** start of Supplied data **
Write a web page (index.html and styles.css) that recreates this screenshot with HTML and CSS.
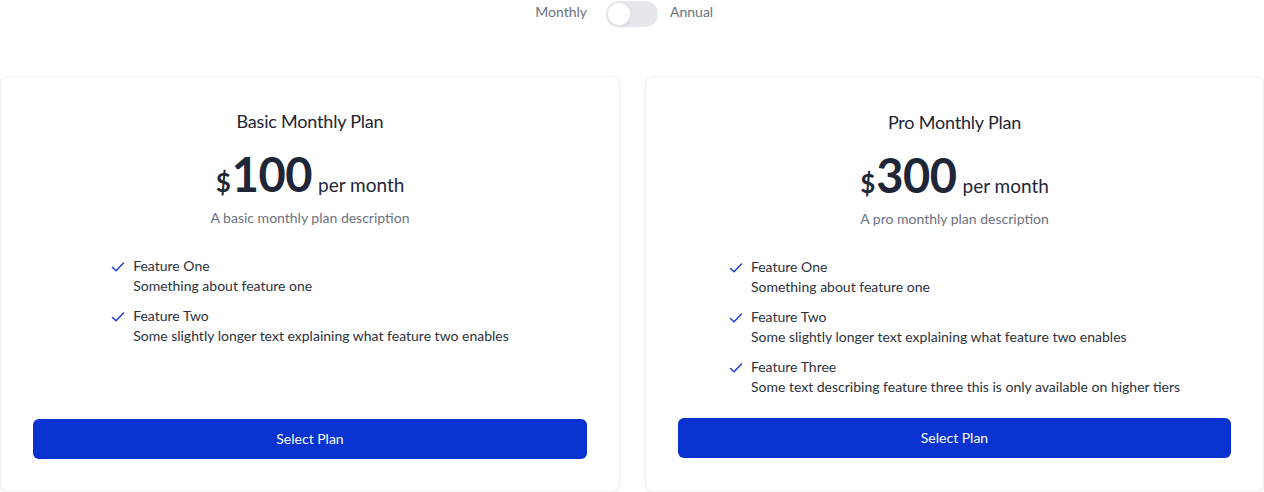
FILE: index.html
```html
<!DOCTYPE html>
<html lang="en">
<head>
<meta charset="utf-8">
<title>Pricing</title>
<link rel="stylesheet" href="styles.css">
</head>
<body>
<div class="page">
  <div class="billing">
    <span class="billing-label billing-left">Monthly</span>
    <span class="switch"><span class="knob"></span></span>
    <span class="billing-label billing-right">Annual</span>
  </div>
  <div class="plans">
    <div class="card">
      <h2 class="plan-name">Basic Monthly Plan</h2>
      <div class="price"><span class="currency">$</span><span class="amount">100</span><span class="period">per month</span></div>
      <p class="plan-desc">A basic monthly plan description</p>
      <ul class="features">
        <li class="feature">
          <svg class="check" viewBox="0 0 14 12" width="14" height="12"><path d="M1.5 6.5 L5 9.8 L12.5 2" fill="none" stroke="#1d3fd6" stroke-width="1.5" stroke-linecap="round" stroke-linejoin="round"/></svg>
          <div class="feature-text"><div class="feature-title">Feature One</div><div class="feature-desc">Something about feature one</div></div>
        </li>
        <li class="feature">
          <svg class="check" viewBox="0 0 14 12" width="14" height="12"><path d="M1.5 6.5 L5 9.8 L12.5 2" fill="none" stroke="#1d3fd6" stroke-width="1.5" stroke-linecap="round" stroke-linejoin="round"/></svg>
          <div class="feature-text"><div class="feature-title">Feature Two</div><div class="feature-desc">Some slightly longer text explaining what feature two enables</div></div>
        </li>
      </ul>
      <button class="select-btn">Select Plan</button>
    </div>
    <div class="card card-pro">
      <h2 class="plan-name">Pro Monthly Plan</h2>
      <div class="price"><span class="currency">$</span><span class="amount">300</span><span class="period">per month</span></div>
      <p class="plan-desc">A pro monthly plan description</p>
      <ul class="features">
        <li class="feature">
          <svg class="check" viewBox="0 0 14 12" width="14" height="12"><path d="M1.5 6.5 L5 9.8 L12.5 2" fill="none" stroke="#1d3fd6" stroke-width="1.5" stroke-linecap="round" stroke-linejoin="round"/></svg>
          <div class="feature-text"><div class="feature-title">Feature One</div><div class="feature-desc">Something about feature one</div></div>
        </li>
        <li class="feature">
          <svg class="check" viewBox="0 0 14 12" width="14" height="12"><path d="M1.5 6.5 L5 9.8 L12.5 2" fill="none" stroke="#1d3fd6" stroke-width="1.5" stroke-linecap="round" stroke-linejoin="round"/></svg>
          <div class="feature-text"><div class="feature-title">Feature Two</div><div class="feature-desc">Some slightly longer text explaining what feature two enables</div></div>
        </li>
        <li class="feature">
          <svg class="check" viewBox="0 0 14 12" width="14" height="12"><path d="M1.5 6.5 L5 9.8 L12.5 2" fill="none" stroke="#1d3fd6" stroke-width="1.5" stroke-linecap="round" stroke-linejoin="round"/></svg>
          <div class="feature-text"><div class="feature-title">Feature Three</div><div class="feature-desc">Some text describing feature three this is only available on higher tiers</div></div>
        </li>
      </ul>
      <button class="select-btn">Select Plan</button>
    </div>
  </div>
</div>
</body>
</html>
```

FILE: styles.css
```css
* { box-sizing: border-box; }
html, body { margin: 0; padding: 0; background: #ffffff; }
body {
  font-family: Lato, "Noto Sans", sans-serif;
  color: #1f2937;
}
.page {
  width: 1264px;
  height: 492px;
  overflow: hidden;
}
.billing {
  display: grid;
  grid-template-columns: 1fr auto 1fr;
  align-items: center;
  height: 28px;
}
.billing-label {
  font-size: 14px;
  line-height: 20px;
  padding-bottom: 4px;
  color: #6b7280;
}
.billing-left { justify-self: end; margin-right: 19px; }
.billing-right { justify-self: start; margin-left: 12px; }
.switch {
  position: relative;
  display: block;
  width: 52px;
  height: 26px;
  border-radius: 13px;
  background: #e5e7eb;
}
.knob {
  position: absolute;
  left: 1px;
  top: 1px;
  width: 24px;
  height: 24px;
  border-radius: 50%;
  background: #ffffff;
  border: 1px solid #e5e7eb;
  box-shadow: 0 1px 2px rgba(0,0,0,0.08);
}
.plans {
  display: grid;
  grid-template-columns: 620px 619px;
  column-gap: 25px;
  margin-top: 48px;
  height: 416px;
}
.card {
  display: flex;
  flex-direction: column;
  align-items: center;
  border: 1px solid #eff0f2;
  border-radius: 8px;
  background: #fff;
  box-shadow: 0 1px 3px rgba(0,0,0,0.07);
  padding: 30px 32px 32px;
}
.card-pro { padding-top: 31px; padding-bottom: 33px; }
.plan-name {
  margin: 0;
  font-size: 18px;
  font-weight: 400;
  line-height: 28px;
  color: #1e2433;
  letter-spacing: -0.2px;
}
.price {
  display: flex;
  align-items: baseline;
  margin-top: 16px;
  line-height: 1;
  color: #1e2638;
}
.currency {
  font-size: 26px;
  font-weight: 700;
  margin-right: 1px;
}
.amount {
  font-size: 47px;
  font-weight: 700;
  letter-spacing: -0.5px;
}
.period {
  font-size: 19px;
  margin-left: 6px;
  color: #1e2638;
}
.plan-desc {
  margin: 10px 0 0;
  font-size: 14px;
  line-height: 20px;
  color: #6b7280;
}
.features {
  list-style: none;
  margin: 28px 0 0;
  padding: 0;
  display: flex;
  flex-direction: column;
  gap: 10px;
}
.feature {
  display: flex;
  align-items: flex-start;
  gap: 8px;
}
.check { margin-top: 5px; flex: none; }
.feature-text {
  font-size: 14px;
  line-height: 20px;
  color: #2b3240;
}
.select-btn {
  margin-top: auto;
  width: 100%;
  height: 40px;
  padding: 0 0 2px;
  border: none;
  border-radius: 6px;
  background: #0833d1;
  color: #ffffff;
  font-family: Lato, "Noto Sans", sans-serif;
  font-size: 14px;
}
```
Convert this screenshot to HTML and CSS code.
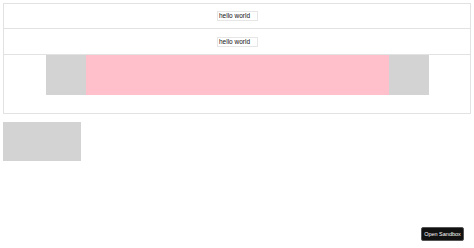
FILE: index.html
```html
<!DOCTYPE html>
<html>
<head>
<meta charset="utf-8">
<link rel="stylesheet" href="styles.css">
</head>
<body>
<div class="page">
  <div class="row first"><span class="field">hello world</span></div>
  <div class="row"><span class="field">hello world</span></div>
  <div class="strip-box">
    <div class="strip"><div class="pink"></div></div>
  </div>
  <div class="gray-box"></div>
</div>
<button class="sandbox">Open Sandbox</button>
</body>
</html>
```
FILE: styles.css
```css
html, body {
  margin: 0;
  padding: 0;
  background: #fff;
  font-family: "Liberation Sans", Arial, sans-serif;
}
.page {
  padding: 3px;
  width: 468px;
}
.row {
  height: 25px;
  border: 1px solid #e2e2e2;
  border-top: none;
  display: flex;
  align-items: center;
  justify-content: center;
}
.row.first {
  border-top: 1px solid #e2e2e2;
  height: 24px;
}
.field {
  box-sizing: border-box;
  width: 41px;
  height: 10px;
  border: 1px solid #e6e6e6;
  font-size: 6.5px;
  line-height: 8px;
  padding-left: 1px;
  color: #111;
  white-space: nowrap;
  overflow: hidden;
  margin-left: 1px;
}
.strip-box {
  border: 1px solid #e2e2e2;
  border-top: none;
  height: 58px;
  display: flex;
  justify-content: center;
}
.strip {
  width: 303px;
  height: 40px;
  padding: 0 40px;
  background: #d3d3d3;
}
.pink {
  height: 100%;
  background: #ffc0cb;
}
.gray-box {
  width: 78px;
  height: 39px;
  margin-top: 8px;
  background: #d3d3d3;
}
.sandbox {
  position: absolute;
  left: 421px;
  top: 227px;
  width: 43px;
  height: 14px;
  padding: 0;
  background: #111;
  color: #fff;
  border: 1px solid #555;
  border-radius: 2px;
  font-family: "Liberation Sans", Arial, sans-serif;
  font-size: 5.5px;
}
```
** end of Supplied data **
** start of Supplied data **
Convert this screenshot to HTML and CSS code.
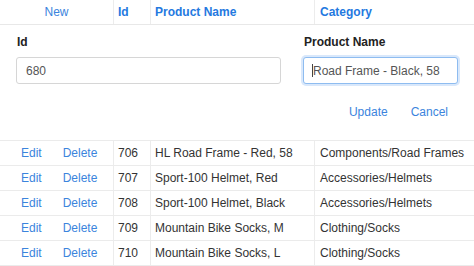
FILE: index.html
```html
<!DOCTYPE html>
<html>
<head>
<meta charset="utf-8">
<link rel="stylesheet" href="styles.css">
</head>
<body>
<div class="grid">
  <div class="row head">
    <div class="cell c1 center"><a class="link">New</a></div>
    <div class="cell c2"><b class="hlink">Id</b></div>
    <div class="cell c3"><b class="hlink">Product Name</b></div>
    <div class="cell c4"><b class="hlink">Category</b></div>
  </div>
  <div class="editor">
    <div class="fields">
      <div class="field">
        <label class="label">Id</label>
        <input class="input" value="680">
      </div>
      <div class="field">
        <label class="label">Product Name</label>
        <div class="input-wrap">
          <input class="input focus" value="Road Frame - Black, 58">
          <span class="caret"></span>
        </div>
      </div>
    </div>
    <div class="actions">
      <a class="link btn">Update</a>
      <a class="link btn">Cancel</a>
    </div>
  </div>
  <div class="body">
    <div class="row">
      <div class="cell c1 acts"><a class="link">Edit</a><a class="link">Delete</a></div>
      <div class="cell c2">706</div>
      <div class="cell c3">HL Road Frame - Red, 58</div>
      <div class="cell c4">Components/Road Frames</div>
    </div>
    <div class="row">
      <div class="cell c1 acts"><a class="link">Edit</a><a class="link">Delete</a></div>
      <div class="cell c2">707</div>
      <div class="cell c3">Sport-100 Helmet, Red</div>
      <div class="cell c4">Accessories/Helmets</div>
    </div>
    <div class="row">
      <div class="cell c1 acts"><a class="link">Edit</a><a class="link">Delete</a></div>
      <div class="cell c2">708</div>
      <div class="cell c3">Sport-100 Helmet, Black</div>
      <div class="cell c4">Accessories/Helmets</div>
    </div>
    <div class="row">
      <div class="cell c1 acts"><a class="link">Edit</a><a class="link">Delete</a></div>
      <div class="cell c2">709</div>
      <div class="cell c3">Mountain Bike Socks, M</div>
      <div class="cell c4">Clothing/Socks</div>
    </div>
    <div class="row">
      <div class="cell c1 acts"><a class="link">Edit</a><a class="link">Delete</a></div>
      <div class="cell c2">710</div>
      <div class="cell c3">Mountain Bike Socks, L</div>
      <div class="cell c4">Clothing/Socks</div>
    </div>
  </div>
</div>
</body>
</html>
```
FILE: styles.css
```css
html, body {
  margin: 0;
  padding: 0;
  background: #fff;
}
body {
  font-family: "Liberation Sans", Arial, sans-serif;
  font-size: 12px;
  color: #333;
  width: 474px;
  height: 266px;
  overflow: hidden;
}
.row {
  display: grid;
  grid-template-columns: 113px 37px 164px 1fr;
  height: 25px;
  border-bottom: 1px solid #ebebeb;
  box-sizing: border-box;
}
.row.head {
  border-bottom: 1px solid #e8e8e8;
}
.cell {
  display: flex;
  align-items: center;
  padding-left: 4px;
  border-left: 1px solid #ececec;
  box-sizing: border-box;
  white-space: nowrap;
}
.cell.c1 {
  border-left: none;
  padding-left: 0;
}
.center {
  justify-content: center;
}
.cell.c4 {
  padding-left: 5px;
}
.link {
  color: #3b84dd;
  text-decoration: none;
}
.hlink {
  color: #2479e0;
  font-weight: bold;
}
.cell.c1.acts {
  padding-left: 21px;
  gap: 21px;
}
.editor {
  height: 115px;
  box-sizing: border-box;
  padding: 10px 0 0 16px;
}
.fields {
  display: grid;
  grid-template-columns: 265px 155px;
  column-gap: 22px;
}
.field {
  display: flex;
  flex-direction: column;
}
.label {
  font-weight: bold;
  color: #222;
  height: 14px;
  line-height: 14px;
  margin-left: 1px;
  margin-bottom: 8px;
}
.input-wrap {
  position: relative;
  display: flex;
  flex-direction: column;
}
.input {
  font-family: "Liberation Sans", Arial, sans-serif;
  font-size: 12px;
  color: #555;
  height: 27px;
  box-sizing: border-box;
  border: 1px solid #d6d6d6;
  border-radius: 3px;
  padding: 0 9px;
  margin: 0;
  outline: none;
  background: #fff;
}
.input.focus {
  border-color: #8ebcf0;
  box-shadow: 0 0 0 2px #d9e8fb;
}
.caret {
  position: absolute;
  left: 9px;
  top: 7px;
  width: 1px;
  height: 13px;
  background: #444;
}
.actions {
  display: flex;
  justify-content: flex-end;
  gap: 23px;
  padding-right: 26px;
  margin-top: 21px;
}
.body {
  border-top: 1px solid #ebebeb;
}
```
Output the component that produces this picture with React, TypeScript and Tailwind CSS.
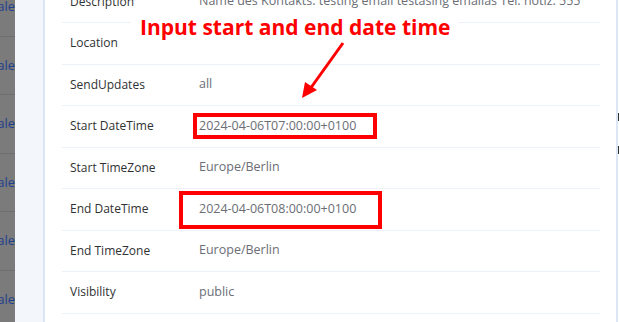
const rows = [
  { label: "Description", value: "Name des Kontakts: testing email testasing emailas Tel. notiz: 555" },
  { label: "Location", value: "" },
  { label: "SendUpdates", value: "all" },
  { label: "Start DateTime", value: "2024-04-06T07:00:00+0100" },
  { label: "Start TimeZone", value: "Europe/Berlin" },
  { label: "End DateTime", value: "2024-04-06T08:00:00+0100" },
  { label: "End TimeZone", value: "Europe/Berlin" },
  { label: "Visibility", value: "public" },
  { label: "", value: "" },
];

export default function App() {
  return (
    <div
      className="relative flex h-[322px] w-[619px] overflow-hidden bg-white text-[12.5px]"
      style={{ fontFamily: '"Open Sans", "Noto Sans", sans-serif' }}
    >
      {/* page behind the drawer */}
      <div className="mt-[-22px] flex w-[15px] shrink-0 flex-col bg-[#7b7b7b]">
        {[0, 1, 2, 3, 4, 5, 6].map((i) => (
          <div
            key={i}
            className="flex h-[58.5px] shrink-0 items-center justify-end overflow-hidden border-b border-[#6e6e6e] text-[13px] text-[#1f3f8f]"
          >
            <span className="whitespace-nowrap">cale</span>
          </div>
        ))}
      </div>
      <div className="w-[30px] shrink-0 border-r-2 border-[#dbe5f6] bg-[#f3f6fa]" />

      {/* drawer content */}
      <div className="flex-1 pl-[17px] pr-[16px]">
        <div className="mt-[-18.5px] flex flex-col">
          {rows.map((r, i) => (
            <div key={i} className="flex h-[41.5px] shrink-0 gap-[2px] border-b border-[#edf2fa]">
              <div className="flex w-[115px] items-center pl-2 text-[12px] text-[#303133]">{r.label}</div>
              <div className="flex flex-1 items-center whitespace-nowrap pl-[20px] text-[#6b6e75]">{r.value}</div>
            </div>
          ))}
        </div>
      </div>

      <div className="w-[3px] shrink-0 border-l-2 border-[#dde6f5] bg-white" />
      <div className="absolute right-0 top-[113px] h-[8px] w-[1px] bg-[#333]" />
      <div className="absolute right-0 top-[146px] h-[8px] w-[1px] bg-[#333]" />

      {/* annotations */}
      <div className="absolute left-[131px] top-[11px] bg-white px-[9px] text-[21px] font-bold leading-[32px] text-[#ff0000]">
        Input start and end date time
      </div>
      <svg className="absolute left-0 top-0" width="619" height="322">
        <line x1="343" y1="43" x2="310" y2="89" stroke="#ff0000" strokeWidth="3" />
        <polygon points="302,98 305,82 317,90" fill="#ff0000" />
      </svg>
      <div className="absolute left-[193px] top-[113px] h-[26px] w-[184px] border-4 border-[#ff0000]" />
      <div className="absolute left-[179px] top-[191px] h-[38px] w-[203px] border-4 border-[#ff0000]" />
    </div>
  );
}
** end of Supplied data **
● **Your instructions**
Take every line containing the word "with" and copy it.

● **Written response**
Write a web page (index.html and styles.css) that recreates this screenshot with HTML and CSS.
Output the component that produces this picture with React, TypeScript and Tailwind CSS.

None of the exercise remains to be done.